While this exception would of course be useful, I'm not sure it's okay to complicate the HTML blocks syntax even more.

I'd leave it as it is for now, get it matching on the spec, and if the community agree we can add it (it's backwards compatible, so no problem).

@jgm
Copy link
Member

jgm commented Feb 1, 2015

The suggestion was in the service of fixing comments. I don't think we want this to count as a link reference definition inside a comment:

<!--

[foo]: bar

-->

Nothing inside a comment should be parsed as Markdown. My original suggestion, treating --> as an HTML block start, doesn't fix this (and also might capture some -->s that aren't part of comments). So I think to deal with this properly we must keep the HTML block open til we hit an appropriate closer. If we do that for comments, it would make sense to do it for script, style, and pre as well. This would also increase backwards compatibility with original Markdown.

@mildsunrise
Copy link
Contributor Author

Okay, I see what you mean now. Let me make a suggestion that will hopefully keep the syntax simple while still providing these features:

  1. An HTML block MUST be started with a complete comment, block tag, CDATA section, declaration or processing instruction, that may span multiple lines and may contain blank lines. From that, the HTML block ends at the next empty line.

    These are all valid, single HTML blocks:

    <!-- comment -->
    html
    
      <!--
    
      comment
    
    --> foo
    bar
    
    <?php
    
      echo '>';
    
    ?>
    
    <div style="
       display: inline-block;
       position: relative;
       top: -2px;
    
       font: 2em Arial, sans-serif;
       color: #bcbcbc;
    "> <span>
    

    These are not HTML blocks:

    <table class="foo"
    
    <?
    bar
    
    <!--
    foo--
    
    -->
    
  2. If an HTML block starts with a complete tag starting a raw text element or escapable raw text element, the HTML block ends at the next empty line after the corresponding close tag, or end of file.

Raw text elements (style and script) don't contain HTML, so it makes absolutely no sense to have Markdown inside of them.
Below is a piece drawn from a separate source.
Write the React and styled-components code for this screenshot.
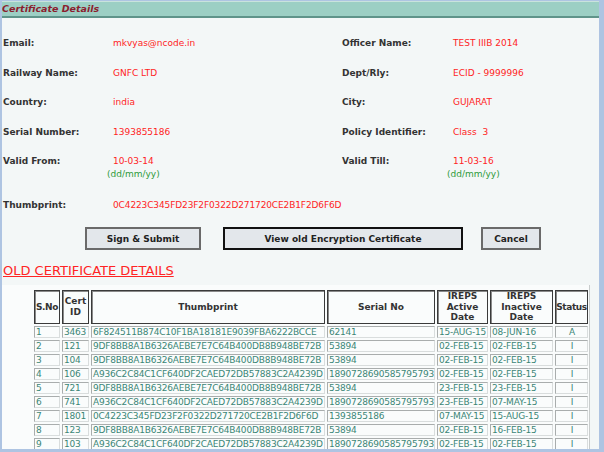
import styled, { createGlobalStyle } from 'styled-components';

const GlobalStyle = createGlobalStyle`
  html, body {
    margin: 0;
    padding: 0;
    background: #aec4e2;
  }
  body {
    font-family: 'DejaVu Sans', Verdana, sans-serif;
    font-size: 9px;
  }
`;

const Frame = styled.div`
  width: 597px;
  height: 448px;
  border-top: 1px solid #aec4e2;
  border-left: 2px solid #aec4e2;
  background: #f3f7f7;
  overflow: hidden;
`;

const TitleBar = styled.div`
  height: 14px;
  background: #9ccfc4;
  border-bottom: 2px solid #5f948a;
  border-top: 1px solid #c9e3dd;
  font-weight: bold;
  font-style: italic;
  font-size: 9.5px;
  line-height: 14px;
  color: #8b1e2e;
  white-space: nowrap;
`;

const DetailsGrid = styled.div`
  display: grid;
  grid-template-columns: 110px 229px 111px 1fr;
  grid-template-rows: 29.5px 29.5px 29.5px 29.5px 44px 30px;
  padding: 12px 0 0 1px;
`;

const Label = styled.div`
  font-weight: bold;
  color: #333;
  line-height: 12px;
  padding-top: 7px;
  white-space: nowrap;
`;

const Value = styled.div`
  color: #ff2424;
  line-height: 12px;
  padding-top: 7px;
  white-space: nowrap;
`;

const DateBlock = styled.div`
  display: inline-flex;
  flex-direction: column;
  align-items: center;
  margin-left: -6px;
`;

const DateHint = styled.span`
  color: #2e9a3a;
  line-height: 14px;
`;

const WideValue = styled(Value)`
  grid-column: 2 / 5;
  letter-spacing: -0.12px;
`;

const ButtonRow = styled.div`
  display: flex;
  padding: 5px 0 0 83px;
`;

const Button = styled.button`
  width: ${(p) => p.$w}px;
  height: 23px;
  margin-right: ${(p) => p.$gap || 0}px;
  background: #e3e7eb;
  border: 2px solid ${(p) => (p.$active ? '#111' : '#6a6a6a')};
  font-family: 'DejaVu Sans', Verdana, sans-serif;
  font-size: 9px;
  font-weight: bold;
  color: #222;
  padding: 0;
`;

const SectionTitle = styled.div`
  margin: 13px 0 0 1px;
  font-size: 13px;
  line-height: 16px;
  color: #ff2424;
  text-decoration: underline;
  white-space: nowrap;
`;

const TableBox = styled.div`
  margin-top: 6px;
  width: 588px;
  height: 200px;
  background: #fafcfc;
  border-right: 1px solid #c8cccc;
  padding: 3px 0 0 30px;
  box-sizing: border-box;
`;

const Table = styled.table`
  table-layout: fixed;
  width: ${(p) => p.$w}px;
  border-collapse: separate;
  border-spacing: 2px;
  font-size: 9px;
`;

const Th = styled.th`
  border: 1px solid #3a3a3a;
  box-shadow: inset 1px 1px 0 #8a8a8a;
  color: #333;
  font-weight: bold;
  line-height: 10.5px;
  height: 31px;
  padding: 0;
  letter-spacing: ${(p) => (p.$nowrap ? '-0.4px' : '0')};
  text-align: center;
  vertical-align: middle;
  overflow: hidden;
  white-space: ${(p) => (p.$nowrap ? 'nowrap' : 'normal')};
`;

const Td = styled.td`
  border: 1px solid;
  border-color: #a9adad #d9dddd #d9dddd #a9adad;
  color: #3b8676;
  height: 10px;
  line-height: 10px;
  padding: 0 0 0 1px;
  letter-spacing: -0.2px;
  text-align: ${(p) => (p.$center ? 'center' : 'left')};
  white-space: nowrap;
  overflow: hidden;
`;

const columns = [
  { title: 'S.No', width: 26 },
  { title: 'Cert ID', width: 27 },
  { title: 'Thumbprint', width: 234 },
  { title: 'Serial No', width: 108 },
  { title: 'IREPS Active Date', width: 51 },
  { title: 'IREPS Inactive Date', width: 63 },
  { title: 'Status', width: 33 },
];

const tableWidth = columns.reduce((sum, c) => sum + c.width, 0) + 2 * (columns.length + 1);

const TP_A = '9DF8BB8A1B6326AEBE7E7C64B400DB8B948BE72B';
const TP_B = 'A936C2C84C1CF640DF2CAED72DB57883C2A4239D';
const SN_B = '1890728690585795793';

const rows = [
  ['1', '3463', '6F824511B874C10F1BA18181E9039FBA6222BCCE', '62141', '15-AUG-15', '08-JUN-16', 'A'],
  ['2', '121', TP_A, '53894', '02-FEB-15', '02-FEB-15', 'I'],
  ['3', '104', TP_A, '53894', '02-FEB-15', '02-FEB-15', 'I'],
  ['4', '106', TP_B, SN_B, '02-FEB-15', '02-FEB-15', 'I'],
  ['5', '721', TP_A, '53894', '23-FEB-15', '23-FEB-15', 'I'],
  ['6', '741', TP_B, SN_B, '23-FEB-15', '07-MAY-15', 'I'],
  ['7', '1801', '0C4223C345FD23F2F0322D271720CE2B1F2D6F6D', '1393855186', '07-MAY-15', '15-AUG-15', 'I'],
  ['8', '123', TP_A, '53894', '02-FEB-15', '16-FEB-15', 'I'],
  ['9', '103', TP_B, SN_B, '02-FEB-15', '02-FEB-15', 'I'],
];

function DateValue({ date }) {
  return (
    <Value>
      <DateBlock>
        <span>{date}</span>
        <DateHint>(dd/mm/yy)</DateHint>
      </DateBlock>
    </Value>
  );
}

export default function App() {
  return (
    <>
      <GlobalStyle />
      <Frame>
        <TitleBar>Certificate Details</TitleBar>
        <DetailsGrid>
          <Label>Email:</Label>
          <Value>mkvyas@ncode.in</Value>
          <Label>Officer Name:</Label>
          <Value>TEST IIIB 2014</Value>

          <Label>Railway Name:</Label>
          <Value>GNFC LTD</Value>
          <Label>Dept/Rly:</Label>
          <Value>ECID - 9999996</Value>

          <Label>Country:</Label>
          <Value>india</Value>
          <Label>City:</Label>
          <Value>GUJARAT</Value>

          <Label>Serial Number:</Label>
          <Value>1393855186</Value>
          <Label>Policy Identifier:</Label>
          <Value>Class&nbsp; 3</Value>

          <Label>Valid From:</Label>
          <DateValue date="10-03-14" />
          <Label>Valid Till:</Label>
          <DateValue date="11-03-16" />

          <Label>Thumbprint:</Label>
          <WideValue>0C4223C345FD23F2F0322D271720CE2B1F2D6F6D</WideValue>
        </DetailsGrid>

        <ButtonRow>
          <Button $w={116} $gap={22}>Sign &amp; Submit</Button>
          <Button $w={240} $gap={18} $active>View old Encryption Certificate</Button>
          <Button $w={60}>Cancel</Button>
        </ButtonRow>

        <SectionTitle>OLD CERTIFICATE DETAILS</SectionTitle>

        <TableBox>
          <Table $w={tableWidth}>
            <colgroup>
              {columns.map((c) => (
                <col key={c.title} style={{ width: c.width }} />
              ))}
            </colgroup>
            <thead>
              <tr>
                {columns.map((c) => (
                  <Th key={c.title} $nowrap={c.title === 'S.No' || c.title === 'Status'}>
                    {c.title}
                  </Th>
                ))}
              </tr>
            </thead>
            <tbody>
              {rows.map((r) => (
                <tr key={r[0]}>
                  {r.map((cell, i) => (
                    <Td key={i} $center={i === 6}>
                      {cell}
                    </Td>
                  ))}
                </tr>
              ))}
            </tbody>
          </Table>
        </TableBox>
      </Frame>
    </>
  );
}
But pre can contain HTML, and there are cases where one wants to have Markdown inside a pre:

<pre>
<code class="language-c">
struct ospf_header
{
  u_char version;                       /* OSPF Version. */
  u_char type;                          /* Packet Type. */
  u_int16_t length;                     /* Packet Length. */
  struct in_addr router_id;             /* Router ID. */
  struct in_addr area_id;               /* Area ID. */
  u_int16_t checksum;                   /* Check Sum. */
  u_int16_t auth_type;                  /* Authentication Type. */
  /* Authentication Data. */
  union
  {
    /* Simple Authentication. */
    u_char auth_data [OSPF_AUTH_SIMPLE_SIZE];
    /* Cryptographic Authentication. */
    struct
    {
      u_int16_t zero;                   /* Should be 0. */
      u_char key_id;                    /* Key ID. */
      u_char auth_data_len;             /* Auth Data Length. */
      u_int32_t crypt_seqnum;           /* Cryptographic Sequence Number. */
    } crypt;
  } u;
};
</code>
<div class="caption">

Code from [quagga](http://nongnu.org/quagga)'s OSPF module.

</div></pre>

Therefore we should not make an exception for pre IMO. What do you think?

@jgm
Copy link
Member

jgm commented Feb 2, 2015

+++ Xavier Mendez [Feb 02 15 03:11 ]:

  1. An HTML block MUST be started with a complete comment, block tag, CDATA section, declaration or processing instruction, that may span multiple lines and may contain blank lines. From that, the HTML block ends at the next empty line.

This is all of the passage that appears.